Article Contents
THE REVIVISCENCE OF ACADIA.
The marvel of modern history in Acadia is the national reviviscence of the Acadians. From year to year that is becoming the great fact which cannot be ignored. The first settlers of the country are coming to their own again. And what makes the fact all the more remarkable is that, while the people who are so successfully asserting themselves are lineal descendants of the ancient Acadians, they have discarded completely in this peaceful rivalry the methods of their ancestors. The modem Acadian leader has little about him, except perhaps his language, to prove that lie is a descendant of the timid, retiring and submissive people who because of their general inoffensiveness of character, were called by both the French and English of this century the Neutral French. He is very much alive, very aggressive, and not to be placated with but a modicum of what he believes is the fair birthright of his people. In this, he shows the effect of Anglo-Saxon environment, and in this he is a product unproducible under the regime which the English conquest of Acadia put an end to forever. He has thus been improved upon in spite of himself.
It is a question, nevertheless, whether he recognizes the transformation or is grateful for it. Perhaps if he did he would not glory so ostentatiously in conditions that are now as utterly foreign and impossible to him as they are by heredity to the Anglo-Saxon. This renaissance of France in Canada, which is becoming yearly more noticeable, is doubtless one of the mysteries of human affinity. Blood will tell, and the wine in the hogshead will surge and work in sympathy and unison with the flow of life in the parent vine. If the barrel be strong, well staved and well hooped, the commotion within will result in froth—nothing more. We believe the barrel is strong. Yet none the less should we take men seriously who are seriously trying to take themselves seriously. If they put their own interpretation on history, or better, if they lose sight of history altogether, and exult in what others believe they should spurn and condemn—that, we suppose, is their own affair, and the greater world around them can afford placidly to look on and enjoy the sight. Yet there can be no enjoyment where men are seen to stultify themselves.

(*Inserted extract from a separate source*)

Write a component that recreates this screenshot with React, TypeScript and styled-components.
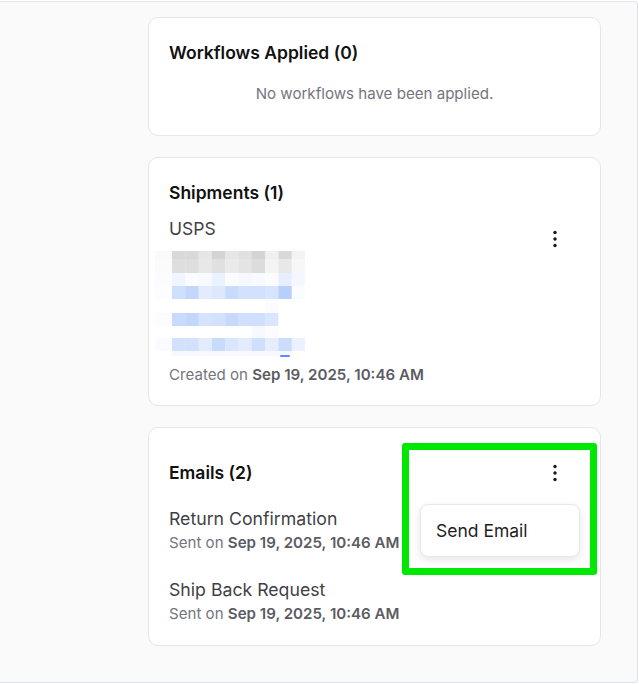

It is the dream of the men who are conducting this reviviscence of Acadia one day to be leaders of a banded and united people, to whom the French language will be their unquestioned mother-tongue and French civilization the standard of material progress. They are laying their plans carefully for a successful assertion at the opportune time of their right to a final and decisive voice in the history of these provinces by the sea. We do not blame their ambition. It appears to them praiseworthy and right. But we regret it. We regret it because as long as this spirit of separate nationality is fostered and kept alive among us just so long will there be disunion and stoppage of real national growth.

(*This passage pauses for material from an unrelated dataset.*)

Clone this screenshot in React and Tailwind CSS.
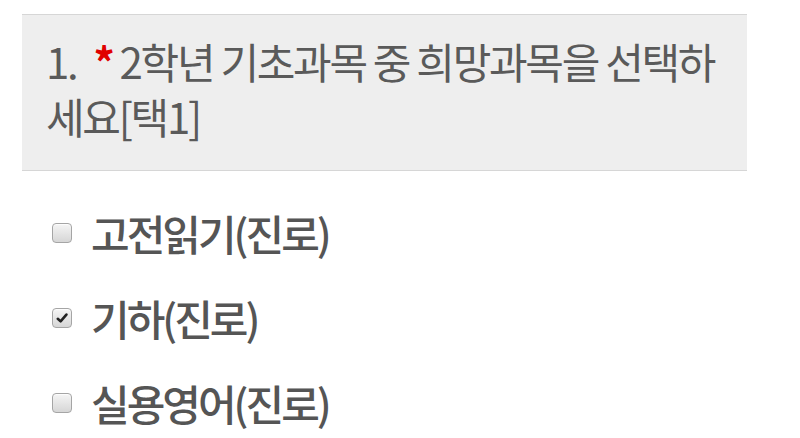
import React from 'react';

const options = [
  { label: '고전읽기(진로)', checked: false },
  { label: '기하(진로)', checked: true },
  { label: '실용영어(진로)', checked: false },
];

const Checkbox = ({ checked }) => (
  <span className="flex h-[20px] w-[20px] shrink-0 items-center justify-center rounded-[4px] border border-[#a5a5a5] bg-gradient-to-b from-[#f5f5f5] to-[#d6d6d6] shadow-[inset_0_1px_1px_rgba(255,255,255,0.8)]">
    {checked && (
      <svg viewBox="0 0 12 12" className="h-[12px] w-[12px]">
        <path d="M1.8 6.8 L4.6 9.4 L10.4 2.6" fill="none" stroke="#222" strokeWidth="2.6" strokeLinecap="round" strokeLinejoin="round" />
      </svg>
    )}
  </span>
);

export default function App() {
  return (
    <div
      className="h-[438px] w-[800px] overflow-hidden bg-white"
      style={{ fontFamily: '"Noto Sans CJK KR", "Noto Sans", sans-serif' }}
    >
      <div className="pt-[14px] pl-[22px] w-[747px]">
        <div className="border-y border-[#d6d6d6] bg-[#eeeeee] px-[24px] pt-[18px] pb-[27px]">
          <h2 className="whitespace-nowrap text-[42px] leading-[55px] tracking-[-2.3px] text-[#5a5a5a]">
            1. <span className="ml-[10px] font-bold text-[#e00000]">*</span> 2학년 기초과목 중 희망과목을 선택하
            <br />
            세요[택1]
          </h2>
        </div>
        <ul className="mt-[32px] flex flex-col gap-[26px] pl-[30px]">
          {options.map((o) => (
            <li key={o.label} className="flex h-[59px] items-center gap-[19px]">
              <Checkbox checked={o.checked} />
              <span className="text-[42px] font-medium tracking-[-3px] text-[#555]">{o.label}</span>
            </li>
          ))}
        </ul>
      </div>
    </div>
  );
}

That there is such a spirit abroad among our fellow-citizens of French extraction, is a fact. It is a fact well known to those who are acquainted with the true inwardness of the French mind in Canada. Already we hear the boast that eventually the country must become French because of the productiveness of French families. French Canadians in official positions are not afraid to give expression to their hopes of French domination in Canada; Today, they are openly crying out to France to remember them when the hour arrives Witness the wild folly of Hon. Israel J. Tarte’s utterances in Paris. All this is suicidal. It is worse, it is mad folly.

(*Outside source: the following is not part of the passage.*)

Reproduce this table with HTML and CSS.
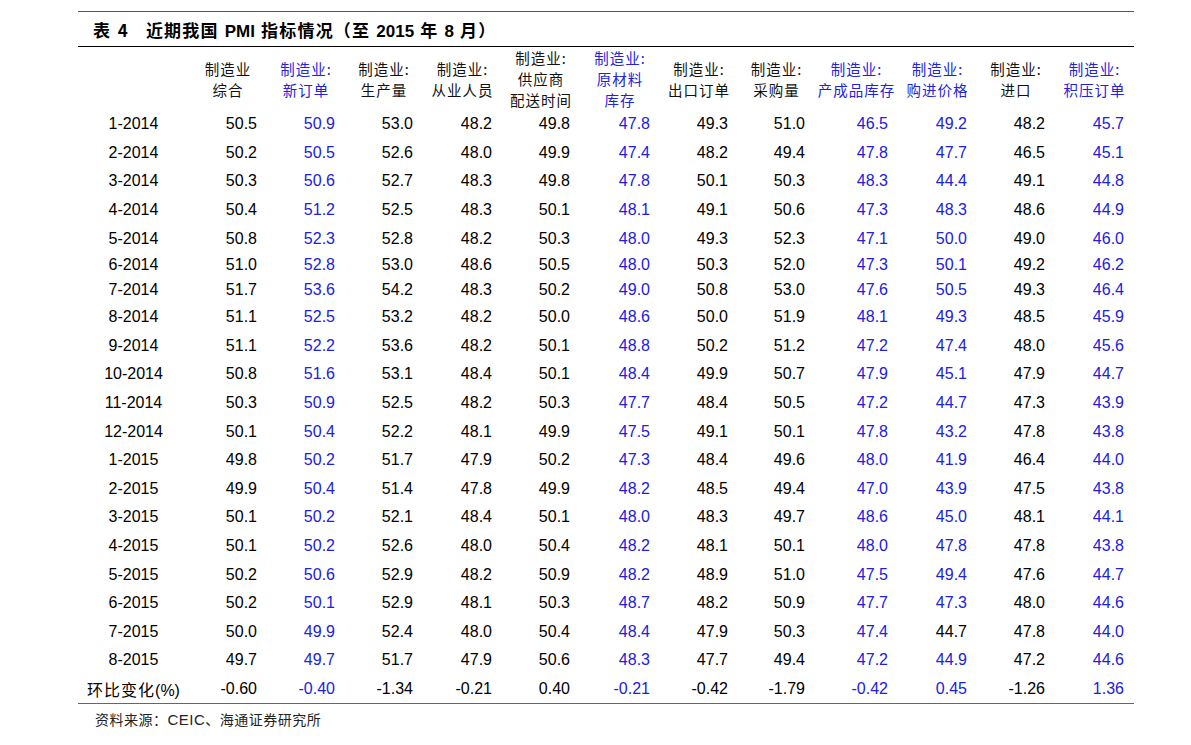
FILE: index.html
```html
<!DOCTYPE html>
<html lang="zh-CN">
<head>
<meta charset="utf-8">
<title>近期我国PMI指标情况</title>
<link rel="stylesheet" href="styles.css">
</head>
<body>
<div class="report">
  <div class="title"><span class="tnum">表 4</span><span class="ttext">近期我国 <b class="lat">PMI</b> 指标情况（至 <b class="lat">2015</b> 年 <b class="lat">8</b> 月）</span></div>
  <table class="pmi">
    <colgroup>
      <col class="c0"><col class="c78"><col class="c78"><col class="c78"><col class="c79"><col class="c78"><col class="c80"><col class="c78"><col class="c77"><col class="c83"><col class="c79"><col class="c78"><col class="c79">
    </colgroup>
    <thead>
      <tr>
        <th></th>
        <th>制造业<br>综合</th>
        <th class="b">制造业:<br>新订单</th>
        <th>制造业:<br>生产量</th>
        <th>制造业:<br>从业人员</th>
        <th>制造业:<br>供应商<br>配送时间</th>
        <th class="b">制造业:<br>原材料<br>库存</th>
        <th>制造业:<br>出口订单</th>
        <th>制造业:<br>采购量</th>
        <th class="b">制造业:<br>产成品库存</th>
        <th class="b">制造业:<br>购进价格</th>
        <th>制造业:<br>进口</th>
        <th class="b">制造业:<br>积压订单</th>
      </tr>
    </thead>
    <tbody id="rows"></tbody>
  </table>
  <div class="source">资料来源：<span class="lat">CEIC</span>、海通证券研究所</div>
</div>
<script src="app.js"></script>
</body>
</html>
```

FILE: styles.css
```css
html, body {
  margin: 0;
  padding: 0;
  background: #ffffff;
}
body {
  font-family: "Liberation Sans", Arial, "Noto Sans CJK SC", sans-serif;
  color: #000;
}
.report {
  margin: 11px 0 0 78px;
  width: 1056px;
}
.title {
  border-top: 1.3px solid #555;
  border-bottom: 1.4px solid #000;
  height: 36px;
  display: flex;
  align-items: center;
  font-family: "Noto Sans CJK SC", sans-serif;
  font-weight: 700;
  font-size: 17px;
  padding-left: 15px;
  box-sizing: border-box;
}
.title .tnum {
  margin-right: 18px;
  word-spacing: 4px;
}
.title .ttext {
  letter-spacing: 1.2px;
  word-spacing: 1px;
}
.lat {
  font-family: "Liberation Sans", Arial, sans-serif;
}
.title .ttext .lat {
  letter-spacing: 0;
}
.pmi {
  border-collapse: collapse;
  table-layout: fixed;
  width: 1056px;
  border-bottom: 1.3px solid #666;
}
.c0 { width: 111px; }
.c77 { width: 77px; }
.c78 { width: 78px; }
.c79 { width: 79px; }
.c80 { width: 80px; }
.c83 { width: 83px; }
.pmi th {
  height: 63px;
  padding: 0;
  font-family: "Noto Sans CJK SC", sans-serif;
  font-weight: 400;
  font-size: 14.5px;
  line-height: 21px;
  letter-spacing: 1px;
  text-align: center;
  vertical-align: middle;
  color: #111;
  white-space: nowrap;
}
.pmi th.b { color: #2222dd; }
.pmi td {
  height: 28.6px;
  padding: 0 10px 0 0;
  font-size: 16px;
  text-align: right;
  vertical-align: middle;
  white-space: nowrap;
}
.pmi tr.short td { height: 25px; }
.pmi td.lbl {
  text-align: center;
  padding: 0;
}
.pmi td.cn {
  font-family: "Noto Sans CJK SC", "Liberation Sans", sans-serif;
  letter-spacing: 1px;
}
.pmi td.cn .lat { font-family: "Liberation Sans", Arial, sans-serif; letter-spacing: 0; }
.pmi td.b { color: #2020e0; }
.pmi td.b.k { color: #000; }
.source {
  font-family: "Noto Sans CJK SC", sans-serif;
  font-size: 14px;
  color: #222;
  padding: 5px 0 0 17px;
  line-height: 20px;
  letter-spacing: 0.5px;
}
.source .lat { font-size: 15px; }
```

FILE: app.js
```js
var data = [
  ["1-2014", "50.5 50.9 53.0 48.2 49.8 47.8 49.3 51.0 46.5 49.2 48.2 45.7"],
  ["2-2014", "50.2 50.5 52.6 48.0 49.9 47.4 48.2 49.4 47.8 47.7 46.5 45.1"],
  ["3-2014", "50.3 50.6 52.7 48.3 49.8 47.8 50.1 50.3 48.3 44.4 49.1 44.8"],
  ["4-2014", "50.4 51.2 52.5 48.3 50.1 48.1 49.1 50.6 47.3 48.3 48.6 44.9"],
  ["5-2014", "50.8 52.3 52.8 48.2 50.3 48.0 49.3 52.3 47.1 50.0 49.0 46.0"],
  ["6-2014", "51.0 52.8 53.0 48.6 50.5 48.0 50.3 52.0 47.3 50.1 49.2 46.2", "short"],
  ["7-2014", "51.7 53.6 54.2 48.3 50.2 49.0 50.8 53.0 47.6 50.5 49.3 46.4", "short"],
  ["8-2014", "51.1 52.5 53.2 48.2 50.0 48.6 50.0 51.9 48.1 49.3 48.5 45.9"],
  ["9-2014", "51.1 52.2 53.6 48.2 50.1 48.8 50.2 51.2 47.2 47.4 48.0 45.6"],
  ["10-2014", "50.8 51.6 53.1 48.4 50.1 48.4 49.9 50.7 47.9 45.1 47.9 44.7"],
  ["11-2014", "50.3 50.9 52.5 48.2 50.3 47.7 48.4 50.5 47.2 44.7 47.3 43.9"],
  ["12-2014", "50.1 50.4 52.2 48.1 49.9 47.5 49.1 50.1 47.8 43.2 47.8 43.8"],
  ["1-2015", "49.8 50.2 51.7 47.9 50.2 47.3 48.4 49.6 48.0 41.9 46.4 44.0"],
  ["2-2015", "49.9 50.4 51.4 47.8 49.9 48.2 48.5 49.4 47.0 43.9 47.5 43.8"],
  ["3-2015", "50.1 50.2 52.1 48.4 50.1 48.0 48.3 49.7 48.6 45.0 48.1 44.1"],
  ["4-2015", "50.1 50.2 52.6 48.0 50.4 48.2 48.1 50.1 48.0 47.8 47.8 43.8"],
  ["5-2015", "50.2 50.6 52.9 48.2 50.9 48.2 48.9 51.0 47.5 49.4 47.6 44.7"],
  ["6-2015", "50.2 50.1 52.9 48.1 50.3 48.7 48.2 50.9 47.7 47.3 48.0 44.6"],
  ["7-2015", "50.0 49.9 52.4 48.0 50.4 48.4 47.9 50.3 47.4 44.7 47.8 44.0"],
  ["8-2015", "49.7 49.7 51.7 47.9 50.6 48.3 47.7 49.4 47.2 44.9 47.2 44.6"],
  ["环比变化(%)", "-0.60 -0.40 -1.34 -0.21 0.40 -0.21 -0.42 -1.79 -0.42 0.45 -1.26 1.36"]
];
var blue = [false, true, false, false, false, true, false, false, true, true, false, true];
var body = document.getElementById("rows");
data.forEach(function (r, ri) {
  var tr = document.createElement("tr");
  if (r[2]) tr.className = r[2];
  var th = document.createElement("td");
  th.className = "lbl" + (ri === data.length - 1 ? " cn" : "");
  if (ri === data.length - 1) {
    th.innerHTML = '环比变化<span class="lat">(%)</span>';
  } else {
    th.textContent = r[0];
  }
  tr.appendChild(th);
  r[1].split(" ").forEach(function (v, i) {
    var td = document.createElement("td");
    var cls = blue[i] ? "b" : "";
    if (r[0] === "7-2015" && i === 9) cls += " k";
    td.className = cls;
    td.textContent = v;
    tr.appendChild(td);
  });
  body.appendChild(tr);
});
```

We cannot afford to be misunderstood in this matter. We do not object to the elevation of the Acadian race so long submerged and so atrociously abused by the Barbarian English of the last century. We hail their growth, and their increase in importance as an element of our population. Their new status is the long delayed reward of their sufferings in other times. We believe that they should receive the fullest recognition in all the avenues, walks and conditions of life and we would furthermore advise them to agitate until all their just ambitions are gratified. But we beg of them as they value their own consistency and their own future welfare not to coquet with this attractive illusion of French renaissance, or to imagine that this country will ever again be handed over to the vicious grasp of the France of t their ancestors.